The most significant post-formation deal came in December 2021, when Eversana acquired Intouch Group, a global agency network focused on digital-first marketing and advertising for pharmaceutical and biotech companies.5EVERSANA. EVERSANA Completes Acquisition of Intouch Group, Adds the Premiere Digital-First Agency Network to the Market Leader in Next-Generation Commercialization The combined entity rebranded as EVERSANA INTOUCH, adding data analytics and creative capabilities to the platform’s commercial services.6EVERSANA INTOUCH. About EVERSANA INTOUCH

This acquisition mattered because it filled a gap the original six-company merger hadn’t addressed. The founding platform covered market access, patient support, and supply chain work, but it lacked an in-house agency capable of running large-scale digital campaigns for drug brands. Adding Intouch Group gave Eversana a direct line from marketing strategy through patient enrollment, all under one roof.
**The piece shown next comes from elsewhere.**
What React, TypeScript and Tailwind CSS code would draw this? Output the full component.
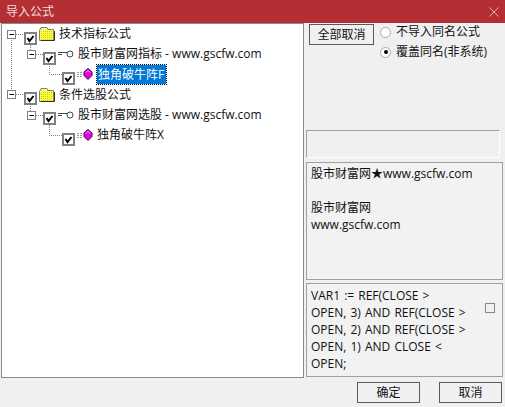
const font = { fontFamily: '"Open Sans", "Noto Sans CJK SC", sans-serif' };

function Check() {
  return (
    <svg width="13" height="13" viewBox="0 0 13 13" className="shrink-0 mt-[8px]">
      <rect x="1" y="1" width="11" height="11" fill="#fff" stroke="#808080" strokeWidth="2" />
      <path d="M3.5 6 L5.5 9 L9.5 4" fill="none" stroke="#000" strokeWidth="2" />
    </svg>
  );
}
function Folder({ id }: { id: string }) {
  return (
    <svg width="16" height="14" viewBox="0 0 16 14" className="shrink-0">
      <defs>
        <pattern id={id} width="2" height="2" patternUnits="userSpaceOnUse">
          <rect width="2" height="2" fill="#ffff30" />
          <rect width="1" height="1" fill="#c8c840" />
        </pattern>
      </defs>
      <path d="M0.5 3.5 L2 0.5 H8 L9 2.5 H14.5 V13.5 H0.5 Z" fill={`url(#${id})`} stroke="#808080" />
      <path d="M1.5 3.5 H3 L4 2 H8" fill="none" stroke="#fff" />
      <path d="M15.5 4 V13.5 H2" fill="none" stroke="#303030" />
    </svg>
  );
}
function Key() {
  return (
    <svg width="16" height="8" viewBox="0 0 16 8" className="shrink-0">
      <circle cx="12" cy="4" r="3" fill="#fff" stroke="#444" />
      <path d="M0 2.5 H9 M0 4.5 H4" stroke="#444" />
    </svg>
  );
}
function Gem() {
  return (
    <svg width="16" height="12" viewBox="0 0 16 12" className="shrink-0">
      <path d="M0 4.5 H6 M0 6.5 H6 M0 8.5 H6" stroke="#999" strokeDasharray="2 1" />
      <path d="M11 0.5 L15 4 V7.5 L11 11.5 L7 7.5 V4 Z" fill="#e800e8" stroke="#301030" />
      <path d="M8.5 4.5 L11 2.5 L13.5 4.5" fill="none" stroke="#ff90ff" />
    </svg>
  );
}
function TreeLines() {
  return (
    <svg width="100" height="130" viewBox="0 0 100 130" className="absolute left-0 top-0" fill="none">
      <g stroke="#808080" strokeDasharray="1 1">
        <path d="M9.5 14 V66" />
        <path d="M14 10.5 H22" />
        <path d="M14 70.5 H22" />
        <path d="M28.5 19 V27" />
        <path d="M28.5 80 V88" />
        <path d="M34 30.5 H41" />
        <path d="M34 91.5 H41" />
        <path d="M47.5 38 V50.5 H60" />
        <path d="M47.5 99 V111.5 H60" />
      </g>
      <g fill="#fff" stroke="#808080">
        <rect x="5.5" y="6.5" width="8" height="8" />
        <rect x="5.5" y="66.5" width="8" height="8" />
        <rect x="25.5" y="26.5" width="8" height="8" />
        <rect x="25.5" y="87.5" width="8" height="8" />
      </g>
      <path d="M7.5 10.5 H12 M7.5 70.5 H12 M27.5 30.5 H32 M27.5 91.5 H32" stroke="#000" />
    </svg>
  );
}
function Row({ indent, icon, children, selected }: { indent: string; icon: React.ReactNode; children: React.ReactNode; selected?: boolean }) {
  return (
    <div className={`flex items-center h-[20.2px] ${indent}`}>
      <Check />
      <span className="w-[20px] flex items-center justify-start ml-[2px] -mr-[2px]">{icon}</span>
      <span className={selected ? "ml-[2px] pl-[1px] h-[19px] leading-[19px] w-[69px] overflow-hidden whitespace-nowrap bg-[#0078d7] text-white outline-dotted outline-1 outline-[#000]" : "ml-[2px] whitespace-nowrap"}>
        {children}
      </span>
    </div>
  );
}

export default function App() {
  return (
    <div style={font} className="w-[505px] h-[407px] bg-[#f0f0f0] flex flex-col text-[12px] text-[#111] overflow-hidden">
      <div className="h-[23px] shrink-0 bg-[#b32f34] flex items-center justify-between pl-[6px] pr-[6px] text-[#f2dede]">
        <span>导入公式</span>
        <svg width="10" height="10" viewBox="0 0 10 10"><path d="M0.5 0.5 L9.5 9.5 M9.5 0.5 L0.5 9.5" stroke="#e0b0b0" /></svg>
      </div>
      <div className="flex flex-1 min-h-0 pl-[1px]">
        <div className="relative w-[303px] h-[355px] bg-white border border-[#8a8a8a]">
          <TreeLines />
          <div className="relative">
            <Row indent="pl-[22px]" icon={<Folder id="f1" />}>技术指标公式</Row>
            <Row indent="pl-[41px]" icon={<Key />}>股市财富网指标 - www.gscfw.com</Row>
            <Row indent="pl-[60px]" icon={<Gem />} selected>独角破牛阵F</Row>
            <Row indent="pl-[22px]" icon={<Folder id="f2" />}>条件选股公式</Row>
            <Row indent="pl-[41px]" icon={<Key />}>股市财富网选股 - www.gscfw.com</Row>
            <Row indent="pl-[60px]" icon={<Gem />}>独角破牛阵X</Row>
          </div>
        </div>
        <div className="flex-1 flex flex-col pl-[2px] pr-[2px]">
          <div className="flex h-[107px] pl-[3px] pt-[1px] gap-[6px]">
            <button className="w-[65px] h-[21px] border border-[#5a5a5a] bg-[#f0f0f0] leading-none">全部取消</button>
            <div className="flex flex-col gap-[4px]">
              <label className="flex items-center gap-[5px] h-[16px]">
                <span className="w-[11px] h-[11px] rounded-full border border-[#aaa] bg-white" />
                不导入同名公式
              </label>
              <label className="flex items-center gap-[5px] h-[16px]">
                <span className="w-[11px] h-[11px] rounded-full border border-[#aaa] bg-white flex items-center justify-center">
                  <span className="w-[4px] h-[4px] rounded-full bg-black" />
                </span>
                覆盖同名(非系统)
              </label>
            </div>
          </div>
          <div className="h-[28px] mr-[3px] border border-[#a0a0a0] border-b-white border-r-white" />
          <div className="mt-[4px] h-[118px] border border-[#a0a0a0] px-[4px] pt-[2px] leading-[17px] bg-[#f2f2f2]">
            <div>股市财富网★www.gscfw.com</div>
            <div className="h-[17px]" />
            <div>股市财富网</div>
            <div>www.gscfw.com</div>
          </div>
          <div className="relative mt-[3px] h-[94px] border border-[#a0a0a0] pl-[4px] pt-[3px] leading-[17px] bg-[#f2f2f2] [word-spacing:1px]">
            <div>
              VAR1 := REF(CLOSE &gt;<br />
              OPEN, 3) AND REF(CLOSE &gt;<br />
              OPEN, 2) AND REF(CLOSE &gt;<br />
              OPEN, 1) AND CLOSE &lt;<br />
              OPEN;
            </div>
            <span className="absolute right-[7px] top-[19px] w-[10px] h-[10px] border border-[#888]" />
          </div>
          <div className="flex justify-end gap-[19px] pt-[5px] pr-[1px]">
            <button className="w-[63px] h-[21px] border border-[#5a5a5a] leading-none">确定</button>
            <button className="w-[63px] h-[21px] border border-[#5a5a5a] leading-none">取消</button>
          </div>
        </div>
      </div>
    </div>
  );
}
The Waltz Health Merger and New Leadership

In August 2025, Eversana merged with Waltz Health, a digital health company that uses AI-powered technology to route prescriptions and improve drug affordability for payers. The deal integrated Waltz Health’s software-driven drug-price marketplace and direct-to-payer model into Eversana’s existing commercialization platform.7EVERSANA. EVERSANA Merges with Waltz Health to Create a New Force in Pharma Commercialization and Prescription Drug Access

This merger also brought a leadership change. Mark Thierer, co-founder and CEO of Waltz Health, became CEO of the combined organization. Thierer previously led OptumRx, one of the largest pharmacy benefit managers in the country, after UnitedHealth Group’s $13 billion acquisition of Catamaran.7EVERSANA. EVERSANA Merges with Waltz Health to Create a New Force in Pharma Commercialization and Prescription Drug Access The stated goal of the merger is to lower the cost of specialty medications and create a more transparent drug commercialization process, particularly for expensive drug categories like GLP-1s.

What This Ownership Structure Means in Practice

Eversana is not a publicly traded company, so you won’t find its stock on any exchange. Its private equity ownership means JLL Partners and Water Street Healthcare Partners control the strategic direction, and their eventual exit from the investment will likely come through a sale to another buyer or an initial public offering. That exit hasn’t happened yet, and there’s no public indication of when it might.

For the pharmaceutical companies that hire Eversana, the ownership structure matters mostly in terms of stability and investment appetite. Private equity-backed firms tend to invest aggressively in growth during the holding period, which explains the rapid string of acquisitions from 2018 through 2025. The risk, from a client’s perspective, is what happens during an ownership transition. If JLL Partners and Water Street eventually sell, the new owner’s priorities could shift the company’s focus or pricing.